La reconnaissance de l'indépendance de l'Ossétie du Sud et de l'Abkhazie serait une erreur

Pour de nombreux experts, après la fin du conflit armé avec la Géorgie, la Russie n'accélérera pas la reconnaissance formelle de l'indépendance de l'Ossétie du Sud et de l'Abkhazie, lit-on mercredi dans le quotidien Vremia novosteï.

Alexeï Arbatov, directeur du Centre pour la sécurité internationale de l'Institut d'économie mondiale et de relations internationales: "J'estime que la Russie ne se pressera pas de déterminer le statut aussi bien de l'Ossétie du Sud que de l'Abkhazie. Un changement de pouvoir pourrait avoir lieu en Géorgie, et même une démilitarisation, elle pourrait par exemple devenir un Etat dont la neutralité serait garantie. Dans ce cas, il ne sera pas nécessaire de mettre en question son intégrité territoriale, mais les deux enclaves auront certainement un statut particulier et bénéficieront, de facto, de l'auto-administration".

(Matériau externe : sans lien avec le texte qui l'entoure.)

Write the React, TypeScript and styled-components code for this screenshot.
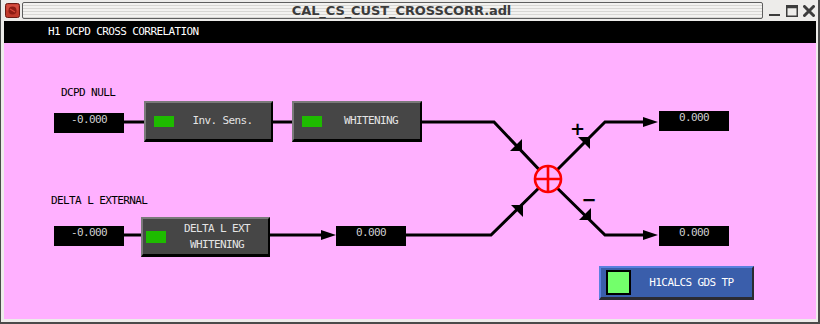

Sergueï Markedonov, chef du service des problèmes interethniques de l'Institut d'analyse politique et militaire: "Ce qui se produit actuellement dans le Caucase met en évidence une tendance très importante: pour employer des termes informatiques, on pourrait dire qu'on assiste à un "redémarrage" des conflits. Un premier repartage avait déjà eu lieu lors du démembrement de l'URSS, à présent commence un second repartage engendré par les collisions du développement des Etats indépendants. Dans cette situation, on peut essayer d'établir ses propres règles du jeu. Cependant, j'estime qu'après ce qui est arrivé une reconnaissance formelle de l'Ossétie du Sud et de l'Abkhazie n'est pas un objectif prioritaire. Il suffit que ces territoires se retirent de la Géorgie, ensuite, le temps jouera pour eux.

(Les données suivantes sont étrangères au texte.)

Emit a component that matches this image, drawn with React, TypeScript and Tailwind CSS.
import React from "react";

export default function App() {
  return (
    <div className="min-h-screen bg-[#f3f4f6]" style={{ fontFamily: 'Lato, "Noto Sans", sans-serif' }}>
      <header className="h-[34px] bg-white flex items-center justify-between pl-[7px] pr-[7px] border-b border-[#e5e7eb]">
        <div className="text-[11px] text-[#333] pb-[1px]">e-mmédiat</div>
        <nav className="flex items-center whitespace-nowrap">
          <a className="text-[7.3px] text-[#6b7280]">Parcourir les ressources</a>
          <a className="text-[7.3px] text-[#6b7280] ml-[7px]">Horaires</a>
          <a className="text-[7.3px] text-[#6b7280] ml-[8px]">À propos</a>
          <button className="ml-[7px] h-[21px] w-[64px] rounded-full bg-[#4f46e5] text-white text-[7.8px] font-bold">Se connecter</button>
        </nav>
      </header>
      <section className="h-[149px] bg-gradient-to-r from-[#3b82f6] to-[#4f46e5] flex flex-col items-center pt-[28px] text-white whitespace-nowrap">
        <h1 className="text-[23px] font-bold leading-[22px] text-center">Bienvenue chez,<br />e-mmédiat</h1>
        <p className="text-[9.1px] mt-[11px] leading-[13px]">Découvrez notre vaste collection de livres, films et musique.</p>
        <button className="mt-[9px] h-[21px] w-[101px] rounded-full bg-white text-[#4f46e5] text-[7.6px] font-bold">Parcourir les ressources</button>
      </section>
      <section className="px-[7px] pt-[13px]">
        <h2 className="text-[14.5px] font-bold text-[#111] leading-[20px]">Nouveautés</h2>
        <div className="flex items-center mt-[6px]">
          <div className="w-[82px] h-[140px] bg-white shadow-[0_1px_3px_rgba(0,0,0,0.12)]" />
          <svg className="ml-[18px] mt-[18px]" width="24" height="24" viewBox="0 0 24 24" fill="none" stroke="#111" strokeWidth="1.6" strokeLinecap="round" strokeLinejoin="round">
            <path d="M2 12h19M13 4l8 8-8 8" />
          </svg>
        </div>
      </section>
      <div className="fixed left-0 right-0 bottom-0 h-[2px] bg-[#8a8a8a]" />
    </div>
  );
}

Israël a également subi une forte pression pour ce qu'il a fait au Proche-Orient, mais, en fin de compte, ses intérêts ont été reconnus. A présent, il est important de montrer que nous nous sommes arrêtés et que nous n'avons pas attaqué Tbilissi, cela cassera certains clichés occidentaux."

Konstantin Kossatchev, président du Comité des affaires internationales de la Douma (chambre basse du parlement russe): "Il est prématuré d'engager la discussion sur le statut de ces républiques, l'avenir nous en apprendra plus en ce sens".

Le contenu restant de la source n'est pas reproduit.